The Bren Gun, usually called simply the Bren, was a series of light machine guns made by Britain in the 1930s and used in various roles until 1992. While best known for its role as the British and Commonwealth forces' primary infantry light machine gun (LMG) in World War II, it was also used in the Korean War and saw service throughout the latter half of the 20th century, including the 1982 Falklands War. Although fitted with a bipod, it could also be mounted on a tripod or vehicle-mounted.

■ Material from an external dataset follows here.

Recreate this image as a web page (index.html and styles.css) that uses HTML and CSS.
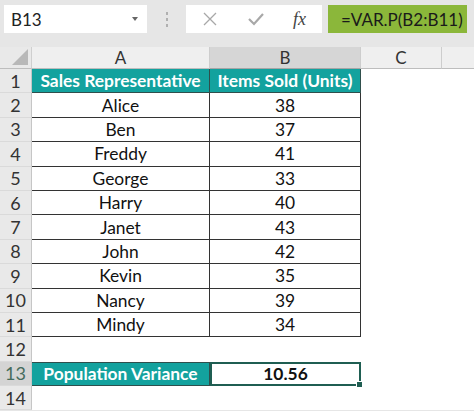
FILE: index.html
```html
<!DOCTYPE html>
<html lang="en">
<head>
    <meta charset="UTF-8">
    <title>VAR.P Example</title>
    <link rel="stylesheet" href="styles.css">
</head>
<body>
    <div class="toolbar">
        <div class="name-box">
            <span>B13</span>
            <span class="caret"></span>
        </div>
        <div class="grip">
            <span></span><span></span><span></span>
        </div>
        <div class="fx-box">
            <svg class="icon" width="14" height="14" viewBox="0 0 14 14">
                <path d="M1 1 L13 13 M13 1 L1 13" stroke="#a8a8a8" stroke-width="1.3" fill="none"/>
            </svg>
            <svg class="icon" width="16" height="14" viewBox="0 0 16 14">
                <path d="M1 7 L6 12 L15 2" stroke="#a8a8a8" stroke-width="2.2" fill="none"/>
            </svg>
            <span class="fx">fx</span>
        </div>
        <div class="formula">=VAR.P(B2:B11)</div>
    </div>

    <div class="sheet">
        <div class="corner"><span class="tri"></span></div>
        <div class="col-head">A</div>
        <div class="col-head selected">B</div>
        <div class="col-head">C</div>
        <div class="col-head last"></div>

        <div class="row-head">1</div>
        <div class="cell head a">Sales Representative</div>
        <div class="cell head b">Items Sold (Units)</div>
        <div class="cell blank"></div><div class="cell blank"></div>

        <div class="row-head">2</div>
        <div class="cell data a">Alice</div><div class="cell data b">38</div>
        <div class="cell blank"></div><div class="cell blank"></div>

        <div class="row-head">3</div>
        <div class="cell data a">Ben</div><div class="cell data b">37</div>
        <div class="cell blank"></div><div class="cell blank"></div>

        <div class="row-head">4</div>
        <div class="cell data a">Freddy</div><div class="cell data b">41</div>
        <div class="cell blank"></div><div class="cell blank"></div>

        <div class="row-head">5</div>
        <div class="cell data a">George</div><div class="cell data b">33</div>
        <div class="cell blank"></div><div class="cell blank"></div>

        <div class="row-head">6</div>
        <div class="cell data a">Harry</div><div class="cell data b">40</div>
        <div class="cell blank"></div><div class="cell blank"></div>

        <div class="row-head">7</div>
        <div class="cell data a">Janet</div><div class="cell data b">43</div>
        <div class="cell blank"></div><div class="cell blank"></div>

        <div class="row-head">8</div>
        <div class="cell data a">John</div><div class="cell data b">42</div>
        <div class="cell blank"></div><div class="cell blank"></div>

        <div class="row-head">9</div>
        <div class="cell data a">Kevin</div><div class="cell data b">35</div>
        <div class="cell blank"></div><div class="cell blank"></div>

        <div class="row-head">10</div>
        <div class="cell data a">Nancy</div><div class="cell data b">39</div>
        <div class="cell blank"></div><div class="cell blank"></div>

        <div class="row-head">11</div>
        <div class="cell data a">Mindy</div><div class="cell data b">34</div>
        <div class="cell blank"></div><div class="cell blank"></div>

        <div class="row-head">12</div>
        <div class="cell blank"></div><div class="cell blank"></div>
        <div class="cell blank"></div><div class="cell blank"></div>

        <div class="row-head selected">13</div>
        <div class="cell head a result">Population Variance</div>
        <div class="cell active">10.56<span class="handle"></span></div>
        <div class="cell blank"></div><div class="cell blank"></div>

        <div class="row-head">14</div>
        <div class="cell blank"></div><div class="cell blank"></div>
        <div class="cell blank"></div><div class="cell blank"></div>
    </div>
</body>
</html>
```

FILE: styles.css
```css
body {
    margin: 0;
    width: 474px;
    height: 411px;
    overflow: hidden;
    background-color: #e6e6e6;
    font-family: Lato, "Open Sans", sans-serif;
    color: #111;
}
.toolbar {
    display: flex;
    align-items: center;
    height: 28px;
    padding: 5px 0 0 4px;
}
.name-box {
    width: 143px;
    height: 28px;
    box-sizing: border-box;
    background-color: white;
    display: flex;
    align-items: center;
    justify-content: space-between;
    padding: 0 9px 0 7px;
    font-size: 17px;
    color: #222;
}
.caret {
    width: 0;
    height: 0;
    border-left: 3px solid transparent;
    border-right: 3px solid transparent;
    border-top: 4px solid #666;
}
.grip {
    width: 39px;
    display: flex;
    flex-direction: column;
    align-items: center;
    gap: 3px;
}
.grip span {
    width: 2px;
    height: 3px;
    background-color: #b0b0b0;
}
.fx-box {
    width: 136px;
    height: 28px;
    box-sizing: border-box;
    background-color: white;
    display: flex;
    align-items: center;
    padding: 0 14px 0 17px;
}
.fx-box .icon:first-child {
    margin-right: 31px;
}
.fx-box .icon:nth-child(2) {
    margin-right: 29px;
}
.fx {
    font-family: "Liberation Serif", serif;
    font-style: italic;
    font-size: 18px;
    color: #444;
}
.formula {
    margin-left: 6px;
    width: 139px;
    height: 28px;
    box-sizing: border-box;
    background-color: #8bb73a;
    display: flex;
    align-items: center;
    padding-left: 13px;
    font-size: 17px;
    color: #1a1a1a;
    white-space: nowrap;
}
.sheet {
    margin-top: 14px;
    display: grid;
    grid-template-columns: 32px 178px 151px 81px 1fr;
    grid-template-rows: 22px repeat(14, 24.4px);
    background-color: white;
}
.corner {
    background-color: #e9e9e9;
    border-right: 1px solid #cfcfcf;
    border-bottom: 1px solid #bdbdbd;
    position: relative;
}
.tri {
    position: absolute;
    right: 3px;
    bottom: 3px;
    width: 0;
    height: 0;
    border-left: 16px solid transparent;
    border-bottom: 16px solid #b8b8b8;
}
.col-head {
    background-color: #efefef;
    border-right: 1px solid #cdcdcd;
    border-bottom: 1px solid #bdbdbd;
    display: flex;
    align-items: center;
    justify-content: center;
    font-size: 17px;
    color: #333;
}
.col-head.selected {
    background-color: #d6d6d6;
    border-bottom-color: #a6a6a6;
}
.col-head.last {
    border-right: none;
}
.row-head {
    background-color: #e9e9e9;
    border-right: 1px solid #c6c6c6;
    border-bottom: 1px solid #dadada;
    display: flex;
    align-items: center;
    justify-content: center;
    font-size: 18px;
    color: #333;
}
.row-head.selected {
    background-color: #d4d4d4;
    color: #446b5c;
}
.cell {
    display: flex;
    align-items: center;
    justify-content: center;
    font-size: 17.4px;
    white-space: nowrap;
    box-sizing: border-box;
}
.head {
    background-color: #13a29e;
    color: white;
    font-weight: bold;
    border-bottom: 1px solid #2f4f4c;
    border-right: 1px solid #2f4f4c;
}
.data {
    border-bottom: 1px solid #333;
    border-right: 1px solid #333;
}
.result {
    border-top: 1px solid #2f4f4c;
}
.active {
    position: relative;
    border: 2px solid #1f5e52;
    font-weight: bold;
    color: #111;
}
.handle {
    position: absolute;
    right: -4px;
    bottom: -4px;
    width: 5px;
    height: 5px;
    background-color: #1f5e52;
    border: 1px solid white;
}
```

The Bren was a licensed version of the Czechoslovak ZGB 33 light machine gun, which in turn, was a modified version of ZB vz. 26, which British Army officials had tested during a firearms service competition in the 1930s. The later Bren featured a distinctive top-mounted curved box magazine, conical flash hider, and quick change barrel. The name Bren was derived from Brno, Moravia, the Czechoslovak city where the Zb vz. 26 was originally designed (in the Zbrojovka Brno Factory), and Enfield, site of the British Royal Small Arms Factory. The original and main designer was Václav Holek, a gun inventor and design engineer.
In the 1950s many Brens were rebarrelled to accept the 7.62×51mm NATO cartridge and modified to feed from the magazine for the L1 (Commonwealth version of the FN FAL) rifle as the L4 light machine gun. It was replaced in the British Army as the section LMG by the L7 general-purpose machine gun (GPMG), a heavierbelt-fed weapon. This was, in turn, supplemented in the 1980s by the L86 Light Support Weapon firing the 5.56×45mm NATO round, leaving the Bren in use only as a pintle mount on some vehicles.